__Given problem__: Reproduce all of the data that follows, character for character.

__Source material__:
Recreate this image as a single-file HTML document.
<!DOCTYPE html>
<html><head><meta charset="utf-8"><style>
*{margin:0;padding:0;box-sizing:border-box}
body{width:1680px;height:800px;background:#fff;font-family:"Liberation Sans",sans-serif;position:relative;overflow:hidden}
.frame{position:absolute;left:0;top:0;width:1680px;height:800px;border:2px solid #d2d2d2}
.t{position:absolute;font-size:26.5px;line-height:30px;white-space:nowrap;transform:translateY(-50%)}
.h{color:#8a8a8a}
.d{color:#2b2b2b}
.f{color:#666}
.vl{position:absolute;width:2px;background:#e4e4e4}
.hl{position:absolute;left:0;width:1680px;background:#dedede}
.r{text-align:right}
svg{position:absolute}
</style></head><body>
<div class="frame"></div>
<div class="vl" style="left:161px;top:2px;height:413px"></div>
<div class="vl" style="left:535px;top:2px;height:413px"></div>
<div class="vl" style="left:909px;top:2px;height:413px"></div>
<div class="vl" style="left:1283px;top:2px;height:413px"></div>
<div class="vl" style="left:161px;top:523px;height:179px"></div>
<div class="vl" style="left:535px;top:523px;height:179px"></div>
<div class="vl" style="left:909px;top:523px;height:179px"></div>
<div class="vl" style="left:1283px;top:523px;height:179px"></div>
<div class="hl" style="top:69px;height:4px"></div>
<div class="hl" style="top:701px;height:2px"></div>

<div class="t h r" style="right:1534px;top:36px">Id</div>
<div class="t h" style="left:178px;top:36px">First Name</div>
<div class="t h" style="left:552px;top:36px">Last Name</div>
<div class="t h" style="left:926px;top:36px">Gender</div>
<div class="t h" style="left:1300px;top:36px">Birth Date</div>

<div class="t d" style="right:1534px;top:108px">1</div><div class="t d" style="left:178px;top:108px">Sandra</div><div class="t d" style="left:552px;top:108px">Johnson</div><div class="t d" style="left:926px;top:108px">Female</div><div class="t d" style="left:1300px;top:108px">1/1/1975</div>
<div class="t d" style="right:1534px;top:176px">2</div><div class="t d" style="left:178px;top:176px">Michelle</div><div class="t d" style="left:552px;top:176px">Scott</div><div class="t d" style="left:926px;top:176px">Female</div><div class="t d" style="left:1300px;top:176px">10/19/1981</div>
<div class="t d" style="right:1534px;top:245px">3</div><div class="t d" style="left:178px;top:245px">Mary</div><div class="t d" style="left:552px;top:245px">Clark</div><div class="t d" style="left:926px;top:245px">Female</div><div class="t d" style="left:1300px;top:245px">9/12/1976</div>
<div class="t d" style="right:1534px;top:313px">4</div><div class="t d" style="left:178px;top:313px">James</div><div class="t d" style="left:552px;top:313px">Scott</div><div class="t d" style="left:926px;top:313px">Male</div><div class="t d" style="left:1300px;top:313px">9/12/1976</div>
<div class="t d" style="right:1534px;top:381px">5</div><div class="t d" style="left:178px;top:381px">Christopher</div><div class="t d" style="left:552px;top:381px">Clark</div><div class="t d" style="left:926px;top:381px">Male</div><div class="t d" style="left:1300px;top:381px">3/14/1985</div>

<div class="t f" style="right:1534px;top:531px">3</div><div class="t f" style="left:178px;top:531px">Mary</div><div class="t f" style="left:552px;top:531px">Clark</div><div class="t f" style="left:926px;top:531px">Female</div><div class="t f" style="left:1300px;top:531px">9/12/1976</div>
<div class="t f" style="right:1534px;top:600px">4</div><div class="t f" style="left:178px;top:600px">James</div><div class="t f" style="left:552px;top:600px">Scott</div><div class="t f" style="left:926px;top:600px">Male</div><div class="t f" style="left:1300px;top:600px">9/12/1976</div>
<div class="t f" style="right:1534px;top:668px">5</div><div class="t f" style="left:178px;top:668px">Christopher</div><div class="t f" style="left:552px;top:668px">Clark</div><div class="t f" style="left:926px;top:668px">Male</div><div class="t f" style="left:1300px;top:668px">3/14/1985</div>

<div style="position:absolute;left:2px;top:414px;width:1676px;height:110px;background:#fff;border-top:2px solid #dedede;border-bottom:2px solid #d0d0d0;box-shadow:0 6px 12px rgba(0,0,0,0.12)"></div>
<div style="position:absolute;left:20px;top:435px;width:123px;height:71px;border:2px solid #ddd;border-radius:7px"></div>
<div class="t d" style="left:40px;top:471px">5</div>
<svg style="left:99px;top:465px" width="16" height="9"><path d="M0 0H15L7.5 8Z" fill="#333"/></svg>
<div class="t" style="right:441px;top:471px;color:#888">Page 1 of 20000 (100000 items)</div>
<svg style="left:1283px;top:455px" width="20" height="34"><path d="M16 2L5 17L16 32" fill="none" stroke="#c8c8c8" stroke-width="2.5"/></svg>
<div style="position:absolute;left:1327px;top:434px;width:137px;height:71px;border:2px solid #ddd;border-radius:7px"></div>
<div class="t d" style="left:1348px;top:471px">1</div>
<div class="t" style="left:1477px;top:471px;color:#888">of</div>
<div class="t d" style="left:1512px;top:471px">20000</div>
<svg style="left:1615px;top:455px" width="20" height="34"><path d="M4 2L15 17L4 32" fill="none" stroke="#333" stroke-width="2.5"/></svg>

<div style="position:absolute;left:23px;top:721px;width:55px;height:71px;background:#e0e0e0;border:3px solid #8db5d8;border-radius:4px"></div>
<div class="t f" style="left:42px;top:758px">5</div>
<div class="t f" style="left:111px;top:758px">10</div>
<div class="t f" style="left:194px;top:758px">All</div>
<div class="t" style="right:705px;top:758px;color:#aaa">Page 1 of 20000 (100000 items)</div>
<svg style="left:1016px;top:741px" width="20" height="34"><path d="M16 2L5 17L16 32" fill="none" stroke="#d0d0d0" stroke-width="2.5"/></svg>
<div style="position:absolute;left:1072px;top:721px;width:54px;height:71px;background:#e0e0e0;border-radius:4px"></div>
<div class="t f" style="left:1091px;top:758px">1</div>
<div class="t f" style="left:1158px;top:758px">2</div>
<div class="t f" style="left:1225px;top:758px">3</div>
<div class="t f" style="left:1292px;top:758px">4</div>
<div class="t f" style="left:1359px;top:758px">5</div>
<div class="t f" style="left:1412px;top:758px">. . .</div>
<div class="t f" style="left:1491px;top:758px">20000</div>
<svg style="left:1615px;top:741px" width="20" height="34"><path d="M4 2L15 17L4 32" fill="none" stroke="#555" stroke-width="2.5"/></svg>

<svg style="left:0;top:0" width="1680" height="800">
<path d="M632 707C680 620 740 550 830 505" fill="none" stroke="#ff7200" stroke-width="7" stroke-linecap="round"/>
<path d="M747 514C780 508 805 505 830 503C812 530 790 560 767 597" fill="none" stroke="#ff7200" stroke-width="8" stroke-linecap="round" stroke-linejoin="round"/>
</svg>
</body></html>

__Worked answer__:
Recreate this image as a single-file HTML document.
<!DOCTYPE html>
<html><head><meta charset="utf-8"><style>
*{margin:0;padding:0;box-sizing:border-box}
body{width:1680px;height:800px;background:#fff;font-family:"Liberation Sans",sans-serif;position:relative;overflow:hidden}
.frame{position:absolute;left:0;top:0;width:1680px;height:800px;border:2px solid #d2d2d2}
.t{position:absolute;font-size:26.5px;line-height:30px;white-space:nowrap;transform:translateY(-50%)}
.h{color:#8a8a8a}
.d{color:#2b2b2b}
.f{color:#666}
.vl{position:absolute;width:2px;background:#e4e4e4}
.hl{position:absolute;left:0;width:1680px;background:#dedede}
.r{text-align:right}
svg{position:absolute}
</style></head><body>
<div class="frame"></div>
<div class="vl" style="left:161px;top:2px;height:413px"></div>
<div class="vl" style="left:535px;top:2px;height:413px"></div>
<div class="vl" style="left:909px;top:2px;height:413px"></div>
<div class="vl" style="left:1283px;top:2px;height:413px"></div>
<div class="vl" style="left:161px;top:523px;height:179px"></div>
<div class="vl" style="left:535px;top:523px;height:179px"></div>
<div class="vl" style="left:909px;top:523px;height:179px"></div>
<div class="vl" style="left:1283px;top:523px;height:179px"></div>
<div class="hl" style="top:69px;height:4px"></div>
<div class="hl" style="top:701px;height:2px"></div>

<div class="t h r" style="right:1534px;top:36px">Id</div>
<div class="t h" style="left:178px;top:36px">First Name</div>
<div class="t h" style="left:552px;top:36px">Last Name</div>
<div class="t h" style="left:926px;top:36px">Gender</div>
<div class="t h" style="left:1300px;top:36px">Birth Date</div>

<div class="t d" style="right:1534px;top:108px">1</div><div class="t d" style="left:178px;top:108px">Sandra</div><div class="t d" style="left:552px;top:108px">Johnson</div><div class="t d" style="left:926px;top:108px">Female</div><div class="t d" style="left:1300px;top:108px">1/1/1975</div>
<div class="t d" style="right:1534px;top:176px">2</div><div class="t d" style="left:178px;top:176px">Michelle</div><div class="t d" style="left:552px;top:176px">Scott</div><div class="t d" style="left:926px;top:176px">Female</div><div class="t d" style="left:1300px;top:176px">10/19/1981</div>
<div class="t d" style="right:1534px;top:245px">3</div><div class="t d" style="left:178px;top:245px">Mary</div><div class="t d" style="left:552px;top:245px">Clark</div><div class="t d" style="left:926px;top:245px">Female</div><div class="t d" style="left:1300px;top:245px">9/12/1976</div>
<div class="t d" style="right:1534px;top:313px">4</div><div class="t d" style="left:178px;top:313px">James</div><div class="t d" style="left:552px;top:313px">Scott</div><div class="t d" style="left:926px;top:313px">Male</div><div class="t d" style="left:1300px;top:313px">9/12/1976</div>
<div class="t d" style="right:1534px;top:381px">5</div><div class="t d" style="left:178px;top:381px">Christopher</div><div class="t d" style="left:552px;top:381px">Clark</div><div class="t d" style="left:926px;top:381px">Male</div><div class="t d" style="left:1300px;top:381px">3/14/1985</div>

<div class="t f" style="right:1534px;top:531px">3</div><div class="t f" style="left:178px;top:531px">Mary</div><div class="t f" style="left:552px;top:531px">Clark</div><div class="t f" style="left:926px;top:531px">Female</div><div class="t f" style="left:1300px;top:531px">9/12/1976</div>
<div class="t f" style="right:1534px;top:600px">4</div><div class="t f" style="left:178px;top:600px">James</div><div class="t f" style="left:552px;top:600px">Scott</div><div class="t f" style="left:926px;top:600px">Male</div><div class="t f" style="left:1300px;top:600px">9/12/1976</div>
<div class="t f" style="right:1534px;top:668px">5</div><div class="t f" style="left:178px;top:668px">Christopher</div><div class="t f" style="left:552px;top:668px">Clark</div><div class="t f" style="left:926px;top:668px">Male</div><div class="t f" style="left:1300px;top:668px">3/14/1985</div>

<div style="position:absolute;left:2px;top:414px;width:1676px;height:110px;background:#fff;border-top:2px solid #dedede;border-bottom:2px solid #d0d0d0;box-shadow:0 6px 12px rgba(0,0,0,0.12)"></div>
<div style="position:absolute;left:20px;top:435px;width:123px;height:71px;border:2px solid #ddd;border-radius:7px"></div>
<div class="t d" style="left:40px;top:471px">5</div>
<svg style="left:99px;top:465px" width="16" height="9"><path d="M0 0H15L7.5 8Z" fill="#333"/></svg>
<div class="t" style="right:441px;top:471px;color:#888">Page 1 of 20000 (100000 items)</div>
<svg style="left:1283px;top:455px" width="20" height="34"><path d="M16 2L5 17L16 32" fill="none" stroke="#c8c8c8" stroke-width="2.5"/></svg>
<div style="position:absolute;left:1327px;top:434px;width:137px;height:71px;border:2px solid #ddd;border-radius:7px"></div>
<div class="t d" style="left:1348px;top:471px">1</div>
<div class="t" style="left:1477px;top:471px;color:#888">of</div>
<div class="t d" style="left:1512px;top:471px">20000</div>
<svg style="left:1615px;top:455px" width="20" height="34"><path d="M4 2L15 17L4 32" fill="none" stroke="#333" stroke-width="2.5"/></svg>

<div style="position:absolute;left:23px;top:721px;width:55px;height:71px;background:#e0e0e0;border:3px solid #8db5d8;border-radius:4px"></div>
<div class="t f" style="left:42px;top:758px">5</div>
<div class="t f" style="left:111px;top:758px">10</div>
<div class="t f" style="left:194px;top:758px">All</div>
<div class="t" style="right:705px;top:758px;color:#aaa">Page 1 of 20000 (100000 items)</div>
<svg style="left:1016px;top:741px" width="20" height="34"><path d="M16 2L5 17L16 32" fill="none" stroke="#d0d0d0" stroke-width="2.5"/></svg>
<div style="position:absolute;left:1072px;top:721px;width:54px;height:71px;background:#e0e0e0;border-radius:4px"></div>
<div class="t f" style="left:1091px;top:758px">1</div>
<div class="t f" style="left:1158px;top:758px">2</div>
<div class="t f" style="left:1225px;top:758px">3</div>
<div class="t f" style="left:1292px;top:758px">4</div>
<div class="t f" style="left:1359px;top:758px">5</div>
<div class="t f" style="left:1412px;top:758px">. . .</div>
<div class="t f" style="left:1491px;top:758px">20000</div>
<svg style="left:1615px;top:741px" width="20" height="34"><path d="M4 2L15 17L4 32" fill="none" stroke="#555" stroke-width="2.5"/></svg>

<svg style="left:0;top:0" width="1680" height="800">
<path d="M632 707C680 620 740 550 830 505" fill="none" stroke="#ff7200" stroke-width="7" stroke-linecap="round"/>
<path d="M747 514C780 508 805 505 830 503C812 530 790 560 767 597" fill="none" stroke="#ff7200" stroke-width="8" stroke-linecap="round" stroke-linejoin="round"/>
</svg>
</body></html>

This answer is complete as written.